The Trumpet’s Accuracy in Forecasting
A few weeks after the Oslo accords were officially signed at the White House, my father wrote this in his “Personal”: “Yitzhak Rabin has stated publicly that Israel must come to terms with the Palestinians sooner rather than later. Why? Because Islamic fundamentalism is on the rise! Surely we must see a certain desperation in this treaty” (November 1993). Rabin and Arafat came together, he went on to write, “because of the same radical Islamic movement.” Commenting further on the impact this radicalization was having on the Middle East, my father wrote, “Today the radical Islamic movement is causing other nations to fear—even motivating peace treaties. But these treaties are destined to fail. … The deadly delusion that ‘all problems can be solved by negotiation’ is going to lead Israel and the U.S. to disaster!”
The spread of fundamentalist Islam would indeed become a force to be reckoned with, we predicted. But the deadliest delusion of all, the Trumpet warned 14 years ago, was in trying to negotiate peace with terrorists like Yasser Arafat!
“Why would the Israelis trust the greatest terrorist in the Middle East, Yasser Arafat, to protect them from terrorism?” my father asked in April 1996. “They have more than enough power to protect themselves. But they lack the will to use it! That is because God has broken their will” (see Leviticus 26:17-19).

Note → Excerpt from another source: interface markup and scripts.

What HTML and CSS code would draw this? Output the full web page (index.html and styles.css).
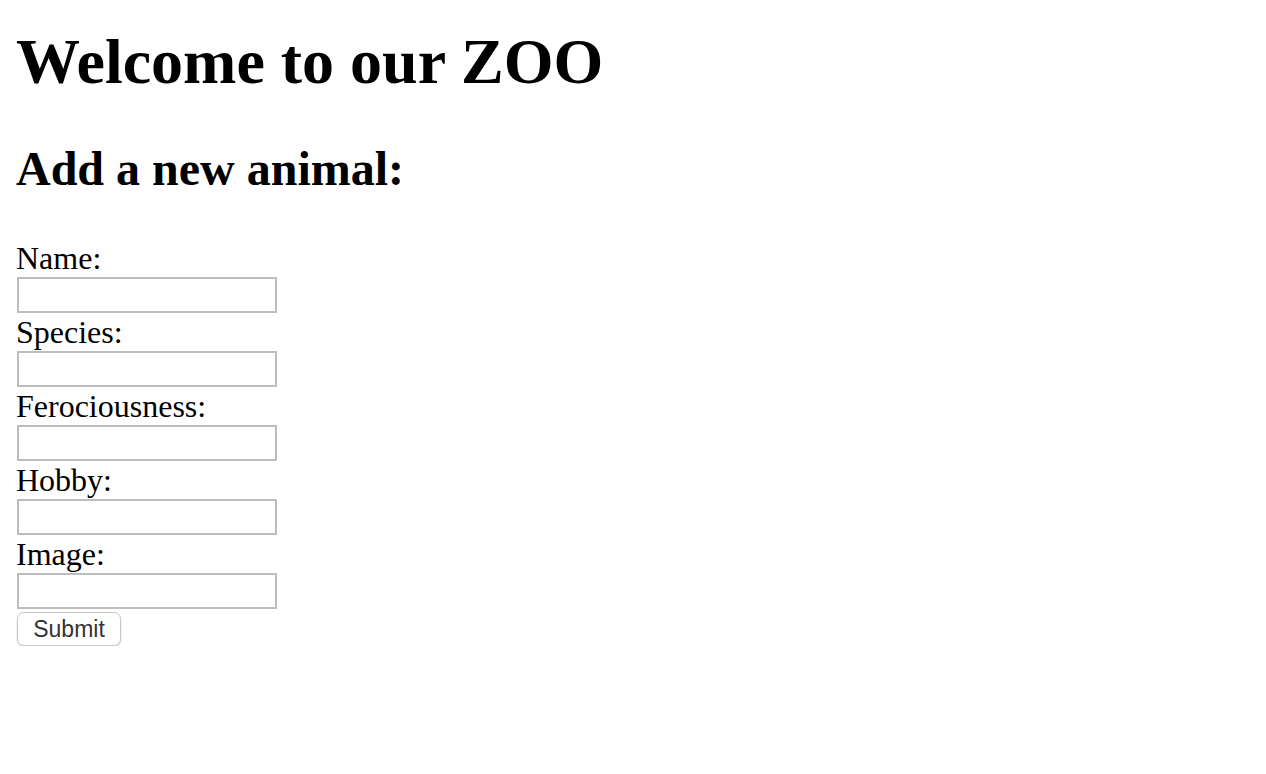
FILE: index.html
```html
<!DOCTYPE html>
<html>
<head>
<meta charset="utf-8">
<title>Zoo</title>
<link rel="stylesheet" href="styles.css">
</head>
<body>
<h1 class="title">Welcome to our ZOO</h1>
<h2 class="subtitle">Add a new animal:</h2>
<form class="animal-form">
  <label class="field-label" for="name">Name:</label>
  <input class="field-input" id="name" type="text">
  <label class="field-label" for="species">Species:</label>
  <input class="field-input" id="species" type="text">
  <label class="field-label" for="ferocity">Ferociousness:</label>
  <input class="field-input" id="ferocity" type="text">
  <label class="field-label" for="hobby">Hobby:</label>
  <input class="field-input" id="hobby" type="text">
  <label class="field-label" for="image">Image:</label>
  <input class="field-input" id="image" type="text">
  <button class="submit-btn" type="submit">Submit</button>
</form>
</body>
</html>
```
FILE: styles.css
```css
html, body {
  margin: 0;
  padding: 0;
  background: #fff;
}
body {
  padding: 0 16px;
  font-family: "Liberation Serif", "Times New Roman", serif;
  color: #000;
}
.title {
  font-size: 64px;
  line-height: 74px;
  font-weight: bold;
  margin: 25px 0 0 0;
}
.subtitle {
  font-size: 48px;
  line-height: 56px;
  font-weight: bold;
  margin: 42px 0 0 0;
}
.animal-form {
  display: flex;
  flex-direction: column;
  align-items: flex-start;
  margin-top: 42px;
}
.field-label {
  font-size: 32px;
  line-height: 38px;
  display: block;
}
.field-input {
  display: block;
  box-sizing: border-box;
  width: 260px;
  height: 36px;
  margin: 0 0 0 1px;
  border: 2px solid #bdbdbd;
  background: #fff;
  padding: 2px 4px;
  font-size: 26px;
}
.submit-btn {
  margin: 3px 0 0 1px;
  box-sizing: border-box;
  width: 104px;
  height: 34px;
  border: 1px solid #c8c8c8;
  border-radius: 7px;
  background: #fff;
  box-shadow: 0 1px 2px rgba(0,0,0,0.15);
  font-family: "Liberation Sans", Arial, sans-serif;
  font-size: 23px;
  color: #333;
  padding: 0;
}
```
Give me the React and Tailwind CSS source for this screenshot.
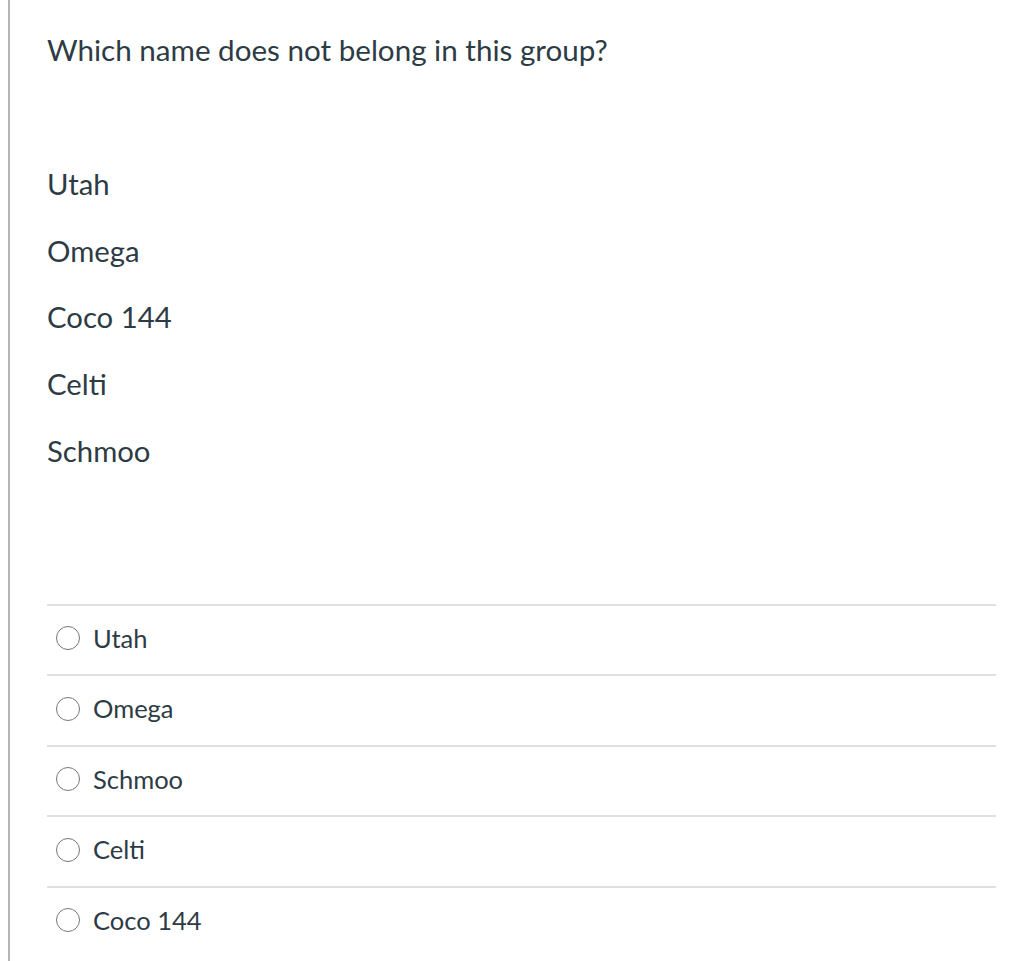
import React from 'react';

const names = ['Utah', 'Omega', 'Coco 144', 'Celti', 'Schmoo'];
const answers = ['Utah', 'Omega', 'Schmoo', 'Celti', 'Coco 144'];

const App = () => {
  return (
    <div className="min-h-screen bg-white pl-2 text-[#2d3b45]" style={{ fontFamily: 'Lato, "Noto Sans", sans-serif' }}>
      <div className="min-h-screen border-l-2 border-[#b5b5b5] pl-[37px] pr-[28px] pt-[31px]">
        <p className="text-[29.6px] leading-[38px]">Which name does not belong in this group?</p>

        <div className="mt-[96px] flex flex-col gap-[28.7px]">
          {names.map(n => (
            <p key={n} className="text-[29.3px] leading-[38px]">{n}</p>
          ))}
        </div>

        <div className="mt-[134px]">
          {answers.map(a => (
            <label key={a} className="flex h-[70.5px] items-center gap-[13px] border-t-2 border-[#e0e0e0] pb-[4px] pl-[9px]">
              <span className="h-[24px] w-[24px] rounded-full border-[1.5px] border-[#777]"></span>
              <span className="text-[25.5px]">{a}</span>
            </label>
          ))}
        </div>
      </div>
    </div>
  );
};

export default App;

Now meditate on what has happened since the Trumpet made those predictions, based on the sure word of Bible prophecy. Look at what negotiating with Yasser Arafat has brought upon Israel. Giving the Palestinian Authority self-governing powers in the West Bank led to the second intifada, in response to which Israel began constructing a 465-mile security barrier. The Lebanon withdrawal triggered the Second Lebanon War and Israel’s embarrassing retreat last summer. And pulling out of Gaza cleared the way for the violent emergence of “Hamastan.”

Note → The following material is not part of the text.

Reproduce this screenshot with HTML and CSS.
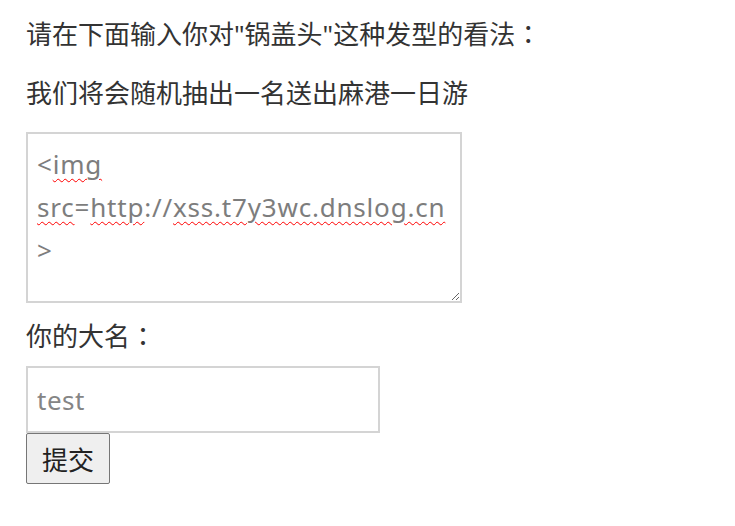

Is it any wonder that God refers to the “peace” process as Israel’s deadly “wound” in Hosea 5:13? “The Middle East has gotten itself tied into such an impossible knot,” Thomas Friedman wrote in the New York Times, “that biblical references or Shakespearian quotations simply don’t suffice anymore to describe how impossibly tangled politics has become here” (June 6).
The collapse of Oslo has left Israel in a position far more dangerous than it ever was before 1993. Through negotiation, Israel has willingly retreated from strategic territories even as radical Islam has begun its rapid march right into Israel’s neighboring territories.